Obligations for high-risk systems

Clear obligations are also foreseen for other high-risk AI systems (due to their significant potential harm to health, safety, fundamental rights, environment, democracy and the rule of law). Examples of high-risk AI uses include critical infrastructure, education and vocational training, employment, essential private and public services (e.g. healthcare, banking), certain systems in law enforcement, migration and border management, justice and democratic processes (e.g. influencing elections). Such systems must assess and reduce risks, maintain use logs, be transparent and accurate, and ensure human oversight. Citizens will have a right to submit complaints about AI systems and receive explanations about decisions based on high-risk AI systems that affect their rights.


Transparency requirements

General-purpose AI (GPAI) systems, and the GPAI models they are based on, must meet certain transparency requirements, including compliance with EU copyright law and publishing detailed summaries of the content used for training. The more powerful GPAI models that could pose systemic risks will face additional requirements, including performing model evaluations, assessing and mitigating systemic risks, and reporting on incidents.

Additionally, artificial or manipulated images, audio or video content (“deepfakes”) need to be clearly labelled as such.

Measures to support innovation and SMEs

Regulatory sandboxes and real-world testing will have to be established at the national level, and made accessible to SMEs and start-ups, to develop and train innovative AI before its placement on the market.

Quotes

During the plenary debate on Tuesday, the Internal Market Committee co-rapporteur Brando Benifei (S&D, Italy) said: “We finally have the world’s first binding law on artificial intelligence, to reduce risks, create opportunities, combat discrimination, and bring transparency. Thanks to Parliament, unacceptable AI practices will be banned in Europe and the rights of workers and citizens will be protected. The AI Office will now be set up to support companies to start complying with the rules before they enter into force. We ensured that human beings and European values are at the very centre of AI’s development”.

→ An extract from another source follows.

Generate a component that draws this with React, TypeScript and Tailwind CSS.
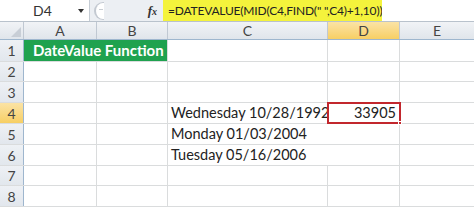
import React from "react";

const font = { fontFamily: "Lato, 'Open Sans', sans-serif" };

const rows = [
  { n: 1, h: "h-[22px]" },
  { n: 2, h: "h-[20px]" },
  { n: 3, h: "h-[21px]" },
  { n: 4, h: "h-[21px]" },
  { n: 5, h: "h-[21px]" },
  { n: 6, h: "h-[21px]" },
  { n: 7, h: "h-[20px]" },
  { n: 8, h: "h-[21px]" },
];

const cText: Record<number, string> = {
  4: "Wednesday 10/28/1992",
  5: "Monday 01/03/2004",
  6: "Tuesday 05/16/2006",
};

export default function App() {
  return (
    <div className="w-[474px] h-[209px] overflow-hidden bg-white text-[#222]" style={font}>
      {/* formula bar */}
      <div className="flex h-[22px] border-b border-[#b9c2cc]">
        <div className="w-[90px] flex items-center bg-white border-r border-[#c5ccd4] relative">
          <span className="ml-[33px] text-[14px] text-[#333]">D4</span>
          <span className="absolute left-[78px] top-[9px] w-0 h-0 border-l-[3px] border-r-[3px] border-t-[4px] border-l-transparent border-r-transparent border-t-[#333]" />
        </div>
        <div className="w-[73px] flex items-center bg-[#eceff3]">
          <div className="ml-[4px] w-[10px] h-[18px] rounded-l-full border-l-2 border-t border-b border-[#c3c9d1] bg-white flex items-start pl-[3px] pt-[4px]">
            <span className="block w-[4px] h-[1px] bg-[#c8cdd3] mt-[2px]" />
          </div>
          <span className="ml-auto mr-[6px] text-[13px] italic font-bold text-[#333]" style={{ fontFamily: "'Liberation Serif', serif" }}>
            f<span className="text-[10px]">x</span>
          </span>
        </div>
        <div className="w-[219px] bg-[#f4f33c] flex items-center pl-[5px] text-[12px] tracking-[-0.2px] text-[#222] whitespace-nowrap overflow-hidden">
          =DATEVALUE(MID(C4,FIND(" ",C4)+1,10))
        </div>
        <div className="flex-1 bg-white" />
      </div>
      {/* column headers */}
      <div className="flex h-[18px] border-b border-[#9eb6ce] bg-gradient-to-b from-[#f1f3f6] to-[#e0e5eb] text-[14px] text-[#444]">
        <div className="w-[24px] border-r border-[#c0c8d2] relative">
          <svg className="absolute right-[2px] bottom-[2px]" width="10" height="10"><polygon points="10,0 10,10 0,10" fill="#c8ced6" /></svg>
        </div>
        <div className="w-[73px] border-r border-[#c0c8d2] flex items-center justify-center">A</div>
        <div className="w-[71px] border-r border-[#c0c8d2] flex items-center justify-center">B</div>
        <div className="w-[160px] border-r border-[#c0c8d2] flex items-center justify-center">C</div>
        <div className="w-[72px] border-r border-[#c0c8d2] flex items-center justify-center bg-gradient-to-b from-[#fbe3a4] to-[#f7cf63]">D</div>
        <div className="flex-1 flex items-center justify-center">E</div>
      </div>
      {/* rows */}
      {rows.map((r) => (
        <div key={r.n} className={`flex ${r.h} border-b border-[#dadcdd]`}>
          <div
            className={`w-[24px] shrink-0 border-r border-[#9eb6ce] flex items-center justify-center text-[14px] text-[#444] ${
              r.n === 4 ? "bg-gradient-to-b from-[#fbe3a4] to-[#f7cf63]" : "bg-gradient-to-b from-[#eef1f5] to-[#e2e7ed]"
            }`}
          >
            {r.n}
          </div>
          {r.n === 1 ? (
            <div className="w-[144px] shrink-0 bg-[#1fa24f] text-white font-bold text-[15px] flex items-center pl-[9px] border-r border-[#dadcdd]">
              DateValue Function
            </div>
          ) : (
            <>
              <div className="w-[73px] shrink-0 border-r border-[#dadcdd]" />
              <div className="w-[71px] shrink-0 border-r border-[#dadcdd]" />
            </>
          )}
          <div className={`w-[160px] shrink-0 flex items-center pl-[3px] text-[14.5px] whitespace-nowrap overflow-visible relative z-10 ${cText[r.n] ? "" : "border-r border-[#dadcdd]"}`}>
            {cText[r.n] ?? ""}
          </div>
          <div className="w-[72px] shrink-0 border-r border-[#dadcdd] relative">
            {r.n === 4 && (
              <div className="absolute -left-[1px] -top-[1px] w-[74px] h-[22px] border-2 border-[#c2272d] flex items-center justify-end pr-[3px] text-[14.5px] z-20">
                33905
                <span className="absolute -right-[3px] -bottom-[3px] w-[4px] h-[4px] bg-[#c2272d] border border-white" />
              </div>
            )}
          </div>
          <div className="flex-1" />
        </div>
      ))}
    </div>
  );
}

Civil Liberties Committee co-rapporteur Dragos Tudorache (Renew, Romania) said: “The EU has delivered. We have linked the concept of artificial intelligence to the fundamental values that form the basis of our societies. However, much work lies ahead that goes beyond the AI Act itself. AI will push us to rethink the social contract at the heart of our democracies, our education models, labour markets, and the way we conduct warfare. The AI Act is a starting point for a new model of governance built around technology. We must now focus on putting this law into practice”.

Next steps

The regulation is still subject to a final lawyer-linguist check and is expected to be finally adopted before the end of the legislature (through the so-called corrigendum procedure). The law also needs to be formally endorsed by the Council.

It will enter into force twenty days after its publication in the official Journal, and be fully applicable 24 months after its entry into force, except for: bans on prohibited practises, which will apply six months after the entry into force date; codes of practise (nine months after entry into force); general-purpose AI rules including governance (12 months after entry into force); and obligations for high-risk systems (36 months).


Background

The Artificial Intelligence Act responds directly to citizens’ proposals from the Conference on the Future of Europe (COFE), most concretely to proposal 12(10) on enhancing EU’s competitiveness in strategic sectors, proposal 33(5) on a safe and trustworthy society, including countering disinformation and ensuring humans are ultimately in control, proposal 35 on promoting digital innovation, (3) while ensuring human oversight and (8) trustworthy and responsible use of AI, setting safeguards and ensuring transparency, and proposal 37 (3) on using AI and digital tools to improve citizens’ access to information, including persons with disabilities.